É certo que a política brasileira não é a ideal (em verdade, está longe de ser e é, infelizmente, vergonhosa), nem os políticos e partidos correlatos que buscam ou representam (deveriam representar) o povo brasileiro. Seria maravilhoso o eleitor poder defender, por exemplo, uma linha mais conservadora ou progressista, ou liberal ou estadista, com a certeza de que os seus representantes estariam empenhados em cumprir um plano de governo bem definido e voltado para o bem-estar da população em geral, sem corrupção ou busca de privilégios particulares. Infelizmente, o voto, na maioria das vezes, é dado com o objetivo de minimizar efeitos colaterais. Nenhum partido ou candidato é perfeito e imaculado.
Tal cenário não é novo no Brasil, lamentavelmente, pois desde 1917 já expunha Ruy Barbosa a diferença entre a política e a politicalha, sendo a primeira tida pelo grande pensador e jurista como “a arte de gerir o Estado, segundo princípios definidos, regras morais, leis escritas, ou tradições respeitáveis”. Já a segunda, a chaga da política, “é a indústria de explorar o benefício de interesses pessoais”. Para o grande jurista baiano “política e politicalha não se confundem, não se parecem, não se relacionam uma com a outra. Antes se negam, se excluem, se repulsam mutuamente”.
Com efeito, o que se vê atualmente no Brasil não é política, mas, sim, como diria Ruy Barbosa, politicalha. Qualquer que seja a sua linha política, a representação democrática atualmente (e desde 1917) não está adequada, perfeita e acabada.
Em todo caso, apesar dos problemas no sistema político brasileiro, a solução já se encontra escrita na Lei maior, que é por meio do exercício legítimo da soberania popular, por meio do voto universal, em escrutínio direto, secreto e com peso igual para todos, nos termos do art. 14, caput, da Constituição Federal.
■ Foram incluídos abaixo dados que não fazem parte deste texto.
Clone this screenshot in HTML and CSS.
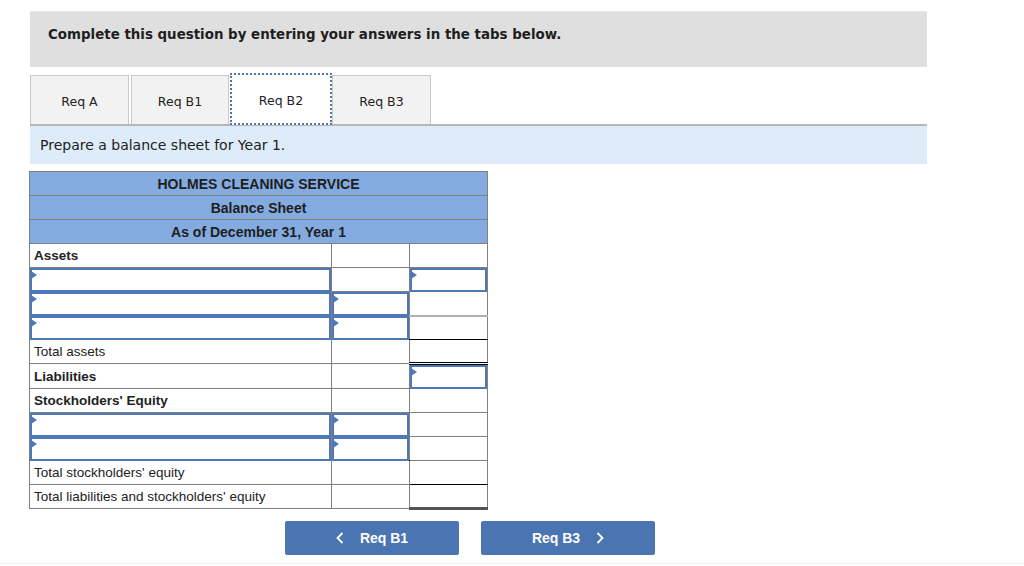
FILE: index.html
```html
<!DOCTYPE html>
<html>
<head>
<meta charset="utf-8">
<link rel="stylesheet" href="styles.css">
</head>
<body>
<div class="page">
  <div class="prompt">Complete this question by entering your answers in the tabs below.</div>
  <div class="tabs">
    <div class="tab">Req A</div>
    <div class="tab">Req B1</div>
    <div class="tab active">Req B2</div>
    <div class="tab">Req B3</div>
  </div>
  <div class="instr">Prepare a balance sheet for Year 1.</div>
  <table class="bs">
    <colgroup><col class="c1"><col class="c2"><col class="c3"></colgroup>
    <tr class="hd"><td colspan="3">HOLMES CLEANING SERVICE</td></tr>
    <tr class="hd"><td colspan="3">Balance Sheet</td></tr>
    <tr class="hd"><td colspan="3">As of December 31, Year 1</td></tr>
    <tr><td class="b">Assets</td><td></td><td></td></tr>
    <tr><td class="in"><div class="box"></div></td><td></td><td class="in"><div class="box"></div></td></tr>
    <tr><td class="in"><div class="box"></div></td><td class="in"><div class="box"></div></td><td class="lite"></td></tr>
    <tr><td class="in"><div class="box"></div></td><td class="in ul"><div class="box"></div></td><td class="ul"></td></tr>
    <tr><td>Total assets</td><td></td><td class="dbl"></td></tr>
    <tr><td class="b">Liabilities</td><td></td><td class="in"><div class="box"></div></td></tr>
    <tr><td class="b">Stockholders' Equity</td><td></td><td></td></tr>
    <tr><td class="in"><div class="box"></div></td><td class="in"><div class="box"></div></td><td></td></tr>
    <tr><td class="in"><div class="box"></div></td><td class="in ul"><div class="box"></div></td><td></td></tr>
    <tr><td>Total stockholders' equity</td><td></td><td class="ul"></td></tr>
    <tr><td>Total liabilities and stockholders' equity</td><td></td><td class="dbl2"></td></tr>
  </table>
  <div class="nav">
    <button class="btn"><svg class="chev" width="8" height="12" viewBox="0 0 8 12"><polyline points="6.5,1 1.5,6 6.5,11" fill="none" stroke="#fff" stroke-width="1.8"/></svg>Req B1</button>
    <button class="btn">Req B3<svg class="chev r" width="8" height="12" viewBox="0 0 8 12"><polyline points="1.5,1 6.5,6 1.5,11" fill="none" stroke="#fff" stroke-width="1.8"/></svg></button>
  </div>
</div>
<div class="foot"></div>
</body>
</html>
```
FILE: styles.css
```css
html, body { margin: 0; padding: 0; background: #fff; }
body { font-family: "DejaVu Sans", Verdana, sans-serif; color: #1e1e1e; }
.page { padding: 11px 0 0 30px; width: 897px; }
.prompt {
  background: #dfdfdf;
  border-top: 1px solid #e8e8e8;
  height: 56px;
  box-sizing: border-box;
  padding: 15px 0 0 18px;
  font-weight: bold;
  font-size: 13.4px;
}
.tabs { display: flex; margin-top: 8px; border-bottom: 2px solid #b7b7b7; height: 49px; }
.tab {
  width: 99px; height: 49px; box-sizing: border-box;
  background: #f2f2f2; border: 1px solid #c9c9c9; border-bottom: none;
  margin-right: 2px;
  display: flex; align-items: center; justify-content: center;
  font-size: 12.5px; color: #222; padding-top: 2px;
}
.tab:nth-child(2) { width: 98px; margin-right: 1px; }
.tab.active {
  width: 102px; height: 52px; margin-top: -2px; margin-right: 0;
  background: #fff; border: 2px dotted #4e76b3;
  position: relative; z-index: 1; padding-top: 3px;
}
.instr {
  background: #deebf8; height: 38px; box-sizing: border-box;
  padding: 11px 0 0 10px; font-size: 14px; color: #222;
}
.bs {
  margin: 7px 0 0 -1px; border-collapse: collapse;
  font-family: "Liberation Sans", Arial, sans-serif; font-size: 13.5px; color: #222;
  border: 1px solid #747474;
}
.c1 { width: 302px; } .c2 { width: 78px; } .c3 { width: 78px; }
.bs td { border: 1px solid #808080; height: 24px; padding: 0 4px; box-sizing: border-box; }
.bs tr.hd td { background: #84abe0; text-align: center; font-weight: bold; color: #1e1e1e; height: 24px; font-size: 14px; }
.bs td.b { font-weight: bold; }
.bs td.in { padding: 0; position: relative; }
.box {
  height: 24px; box-sizing: border-box; border: 2px solid #4f78b7; position: relative;
  margin: 0 0 -1px 0;
}
.box::before {
  content: ""; position: absolute; left: -1px; top: 1px;
  border-left: 6px solid #4f78b7; border-top: 4px solid transparent; border-bottom: 4px solid transparent;
}
.bs td.ul { border-bottom: 1px solid #000; }
.bs td.lite { border-bottom: 2px solid #b0b0b0; }
.bs td.dbl { border-top: 1px solid #000; border-bottom: 3px double #000; }
.bs td.dbl2 { border-bottom: 3px solid #555; }
.nav { display: flex; gap: 22px; margin: 11px 0 0 255px; }
.btn {
  width: 174px; height: 34px; border: none; border-radius: 2px;
  background: #4a74b2; color: #fff; font-family: "Liberation Sans", Arial, sans-serif;
  font-weight: bold; font-size: 14px; display: flex; align-items: center; justify-content: center;
  padding: 0;
}
.chev { margin-right: 16px; }
.chev.r { margin-right: 0; margin-left: 16px; }
.foot { margin-top: 8px; border-top: 1px solid #eeeeee; }
```
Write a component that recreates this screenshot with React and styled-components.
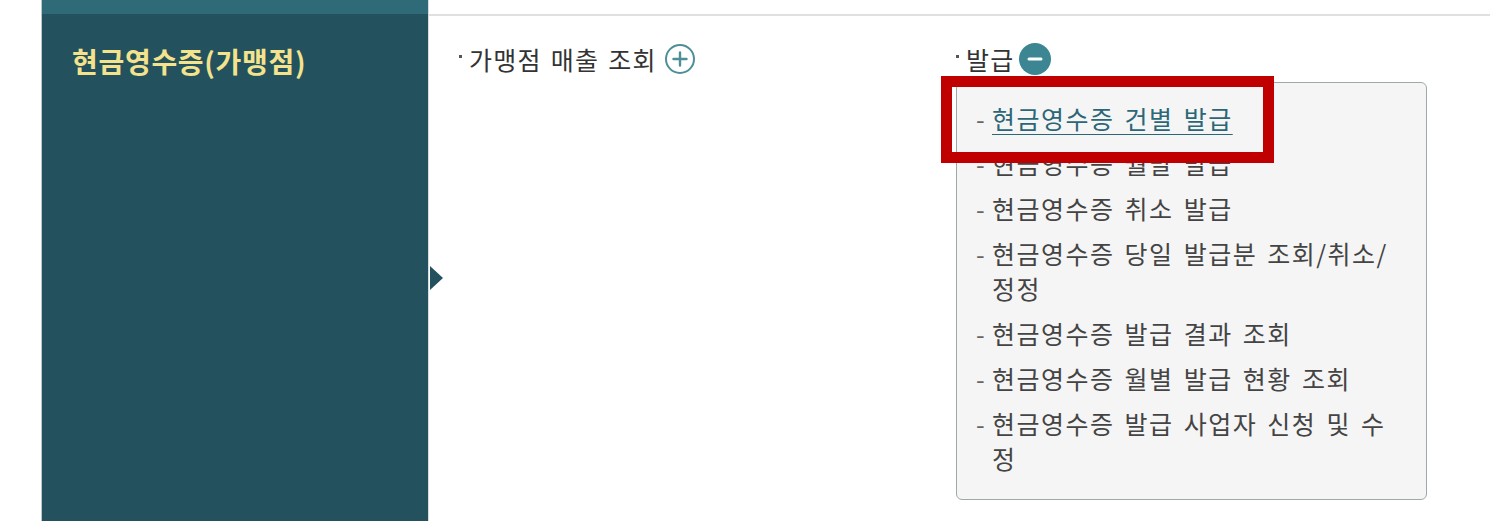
import React from "react";
import styled, { createGlobalStyle } from "styled-components";

const GlobalStyle = createGlobalStyle`
  html, body {
    margin: 0;
    padding: 0;
    background: #ffffff;
    font-family: "Noto Sans CJK KR", "Noto Sans", sans-serif;
  }
  ul {
    margin: 0;
    padding: 0;
    list-style: none;
  }
`;

const Page = styled.div`
  display: flex;
  flex-direction: column;
  padding-left: 41px;
  min-height: 521px;
  box-sizing: border-box;
`;

const TopBar = styled.div`
  display: flex;
  height: 14px;
`;

const TopLeft = styled.div`
  width: 386px;
  background: #2e6a77;
  border-left: 1px solid #b9c6ca;
  border-right: 1px solid #d6dcde;
`;

const Section = styled.div`
  display: flex;
  flex: 1;
`;

const Panel = styled.div`
  position: relative;
  width: 356px;
  padding: 29px 0 0 30px;
  background: #23525e;
  border-left: 1px solid #b9c6ca;
  border-right: 1px solid #d6dcde;

  &::after {
    content: "";
    position: absolute;
    right: -15px;
    top: 252px;
    border-style: solid;
    border-width: 12px 0 12px 13px;
    border-color: transparent transparent transparent #23525e;
  }
`;

const PanelTitle = styled.h2`
  margin: 0;
  font-size: 28px;
  line-height: 36px;
  font-weight: 700;
  color: #f4e38c;
  letter-spacing: 0.7px;
`;

const Content = styled.div`
  flex: 1;
  display: flex;
  border-top: 2px solid #e0e0e0;
  padding: 25px 0 0 30px;
`;

const Column = styled.div`
  width: 497px;
`;

const Heading = styled.div`
  display: flex;
  align-items: center;
  height: 36px;
  font-size: 25px;
  color: #333;
  letter-spacing: 1.3px;
  word-spacing: 2px;

  &::before {
    content: "";
    flex: none;
    width: 3px;
    height: 3px;
    background: #555;
    margin: 14px 7px 0 0;
    align-self: flex-start;
  }
`;

const IconWrap = styled.span`
  display: inline-flex;
  margin-left: ${(p) => p.$gap}px;
`;

const SubBox = styled.div`
  position: relative;
  width: 471px;
  box-sizing: border-box;
  margin-top: 5px;
  padding: 18px 18px 23px 19px;
  background: #f5f5f5;
  border: 1px solid #9fa9ac;
  border-radius: 6px;
`;

const Item = styled.li`
  display: flex;
  font-size: 25px;
  line-height: 35px;
  color: #444;
  letter-spacing: 1.5px;
  word-spacing: 3px;
  & + & {
    margin-top: 10px;
  }
`;

const Dash = styled.span`
  flex: none;
  width: 16px;
  color: #666;
`;

const ItemText = styled.a`
  flex: 1;
  color: ${(p) => (p.$active ? "#2c6677" : "#444")};
  text-decoration: ${(p) => (p.$active ? "underline" : "none")};
  text-decoration-thickness: 1px;
  text-underline-offset: 5px;
`;

const Highlight = styled.div`
  position: absolute;
  left: -16px;
  top: -7px;
  width: 333px;
  height: 87px;
  box-sizing: border-box;
  border: 11px solid #c00000;
  pointer-events: none;
`;

const PlusIcon = () => (
  <svg width="32" height="32" viewBox="0 0 32 32">
    <circle cx="16" cy="16" r="14" fill="none" stroke="#4d8f99" strokeWidth="2" />
    <path d="M16 9.5v13M9.5 16h13" stroke="#4d8f99" strokeWidth="2.4" strokeLinecap="round" />
  </svg>
);

const MinusIcon = () => (
  <svg width="32" height="32" viewBox="0 0 32 32">
    <circle cx="16" cy="16" r="16" fill="#3b8692" />
    <path d="M10 16h12" stroke="#ffffff" strokeWidth="3" strokeLinecap="round" />
  </svg>
);

const items = [
  "현금영수증 건별 발급",
  "현금영수증 월말 발급",
  "현금영수증 취소 발급",
  "현금영수증 당일 발급분 조회/취소/정정",
  "현금영수증 발급 결과 조회",
  "현금영수증 월별 발급 현황 조회",
  "현금영수증 발급 사업자 신청 및 수정",
];

export default function App() {
  return (
    <>
      <GlobalStyle />
      <Page>
        <TopBar>
          <TopLeft />
        </TopBar>
        <Section>
          <Panel>
            <PanelTitle>현금영수증(가맹점)</PanelTitle>
          </Panel>
          <Content>
            <Column>
              <Heading>
                가맹점 매출 조회
                <IconWrap $gap={7}>
                  <PlusIcon />
                </IconWrap>
              </Heading>
            </Column>
            <Column>
              <Heading>
                발급
                <IconWrap $gap={4}>
                  <MinusIcon />
                </IconWrap>
              </Heading>
              <SubBox>
                <Highlight />
                <ul>
                  {items.map((text, i) => (
                    <Item key={text}>
                      <Dash>-</Dash>
                      <ItemText href="#" $active={i === 0}>
                        {text}
                      </ItemText>
                    </Item>
                  ))}
                </ul>
              </SubBox>
            </Column>
          </Content>
        </Section>
      </Page>
    </>
  );
}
Por isso, se o povo brasileiro quiser fugir da politicalha e caminhar para a verdadeira política deverá exercer ativamente o seu direito de votar e mudar, doravante, o cenário de abstenção. Ainda que não haja candidatos perfeitos, a cada eleição, a cada mandato, é possível tentar outra vez, como diria o saudoso poeta músico baiano Raul Seixas, pois “basta ser sincero e desejar profundo, você será capaz de sacudir o mundo. Vai! Tente outra vez!”.
Desse modo, cabe ao eleitor deixar de se abster e votar, qualquer que seja a sua convicção política (eis que a Constituição Federal lhe garante esta liberdade[7]), com o objetivo de participar da soberania popular e, quem sabe, viabilizar que o Brasil abandone a politicalha e comece a ser gerido pela política, em prol de um país, sem demagogia, melhor para todos.
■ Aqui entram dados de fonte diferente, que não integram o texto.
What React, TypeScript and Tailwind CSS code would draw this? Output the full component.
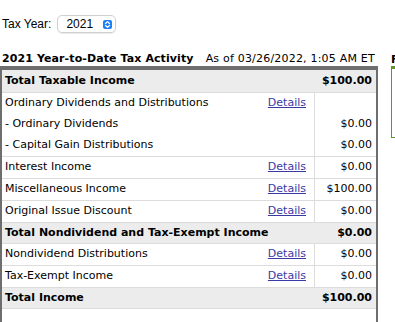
import React from 'react';

type Row = {
  label: string;
  amount: string;
  total?: boolean;
  details?: boolean;
  noBorder?: boolean;
  tall?: boolean;
};

const rows: Row[] = [
  { label: 'Total Taxable Income', amount: '$100.00', total: true, tall: true },
  { label: 'Ordinary Dividends and Distributions', amount: '', details: true, noBorder: true },
  { label: '- Ordinary Dividends', amount: '$0.00', noBorder: true },
  { label: '- Capital Gain Distributions', amount: '$0.00' },
  { label: 'Interest Income', amount: '$0.00', details: true },
  { label: 'Miscellaneous Income', amount: '$100.00', details: true },
  { label: 'Original Issue Discount', amount: '$0.00', details: true },
  { label: 'Total Nondividend and Tax-Exempt Income', amount: '$0.00', total: true },
  { label: 'Nondividend Distributions', amount: '$0.00', details: true },
  { label: 'Tax-Exempt Income', amount: '$0.00', details: true },
  { label: 'Total Income', amount: '$100.00', total: true },
];

function TaxRow({ row }: { row: Row }) {
  const height = row.tall ? 'h-[23px]' : 'h-[21px]';
  const border = row.noBorder ? '' : 'border-b border-[#dcdcdc]';

  if (row.total) {
    return (
      <div className={`flex items-center bg-[#ececec] font-bold ${height} ${border}`}>
        <div className="flex-1 pl-[3px] whitespace-nowrap">{row.label}</div>
        <div className="w-[62px] pr-[4px] text-right">{row.amount}</div>
      </div>
    );
  }

  return (
    <div className={`flex ${border}`}>
      <div className={`flex-1 flex items-center pl-[3px] whitespace-nowrap ${height}`}>{row.label}</div>
      <div className={`w-[70px] flex items-center justify-end pr-[8px] ${height}`}>
        {row.details && <a className="text-[#3a3aa6] underline cursor-pointer">Details</a>}
      </div>
      <div className={`w-[62px] flex items-center justify-end pr-[4px] border-l border-[#dcdcdc] ${height}`}>
        {row.amount}
      </div>
    </div>
  );
}

export default function App() {
  return (
    <div className="w-[395px] h-[322px] overflow-hidden bg-white text-black">
      {/* Tax year picker */}
      <div className="flex items-center pt-[15px] pl-[2px] font-['Liberation_Sans',Arial,sans-serif] text-[12px]">
        <span>Tax Year:</span>
        <div className="ml-[6px] flex items-center w-[59px] h-[18px] border border-[#cfcfcf] rounded-[5px] shadow-[0_1px_1px_rgba(0,0,0,0.08)] pl-[8px] pr-[3px]">
          <span className="flex-1">2021</span>
          <span className="w-[9px] h-[9px] rounded-[2px] bg-[#1b7ffa] flex items-center justify-center">
            <svg width="7" height="9" viewBox="0 0 7 9" fill="none" stroke="white" strokeWidth="1.3" strokeLinecap="round" strokeLinejoin="round">
              <path d="M1.5 3.5 L3.5 1.6 L5.5 3.5" />
              <path d="M1.5 5.5 L3.5 7.4 L5.5 5.5" />
            </svg>
          </span>
        </div>
      </div>

      <div className="flex mt-[19px] font-['DejaVu_Sans',Verdana,sans-serif] text-[11px]">
        {/* Activity table */}
        <div className="w-[378px] shrink-0">
          <div className="flex items-center h-[14px] pl-[2px] pr-[3px]">
            <span className="font-bold tracking-[0.1px]">2021 Year-to-Date Tax Activity</span>
            <span className="ml-[12px] tracking-[0.2px]">As of 03/26/2022, 1:05 AM ET</span>
          </div>
          <div className="border-t-[4px] border-l-2 border-r-2 border-[#6e6e6e] pb-[30px]">
            {rows.map((row) => (
              <TaxRow key={row.label} row={row} />
            ))}
          </div>
        </div>

        {/* Side panel, cut off by the window edge */}
        <div className="ml-[13px] w-[200px] shrink-0">
          <div className="h-[14px] font-bold whitespace-nowrap">Fund Activity</div>
          <div className="h-[72px] border border-t-[3px] border-[#5f9a1e]"></div>
        </div>
      </div>
    </div>
  );
}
Não obstante a tais considerações, fato é que a Democracia e a Cidadania também acolhem a possibilidade de abstenção, a despeito disto ser nocivo para o pleito, seja por meio da falta, do voto nulo ou branco. No final das contas, a Democracia e a Cidadania se fizeram presentes nas eleições 2018, ainda que a sua escolha política não tenha prevalecido, pois todos os cidadãos tiveram a possibilidade de votar e houve a eleição dos políticos que receberam a maioria dos votos válidos.
[1] Art. 1º da CF/88: A República Federativa do Brasil, formada pela união indissolúvel dos Estados e Municípios e do Distrito Federal, constitui-se em Estado Democrático de Direito e tem como fundamentos: (...) II - a cidadania (...) Parágrafo único. Todo o poder emana do povo, que o exerce por meio de representantes eleitos ou diretamente, nos termos desta Constituição.
[2] Art. 82. da CF/88: O mandato do Presidente da República é de quatro anos e terá início em primeiro de janeiro do ano seguinte ao da sua eleição.
[3] Art. 14 da CF/88: Art. 14. A soberania popular será exercida pelo sufrágio universal e pelo voto direto e secreto, com valor igual para todos (...) § 1º O alistamento eleitoral e o voto são: I - obrigatórios para os maiores de dezoito anos; (...)
[4] Fonte: TSE.
[5] Fonte: TSE.
[6] Art. 46. da CF/88: O Senado Federal compõe-se de representantes dos Estados e do Distrito Federal, eleitos segundo o princípio majoritário. § 1º Cada Estado e o Distrito Federal elegerão três Senadores, com mandato de oito anos. § 2º A representação de cada Estado e do Distrito Federal será renovada de quatro em quatro anos, alternadamente, por um e dois terços. § 3º Cada Senador será eleito com dois suplentes.
[7] Art. 5º da CF/88: Todos são iguais perante a lei, sem distinção de qualquer natureza, garantindo-se aos brasileiros e aos estrangeiros residentes no País a inviolabilidade do direito à vida, à liberdade, à igualdade, à segurança e à propriedade, nos termos seguintes: (...) VIII - ninguém será privado de direitos por motivo de crença religiosa ou de convicção filosófica ou política, salvo se as invocar para eximir-se de obrigação legal a todos imposta e recusar-se a cumprir prestação alternativa, fixada em lei.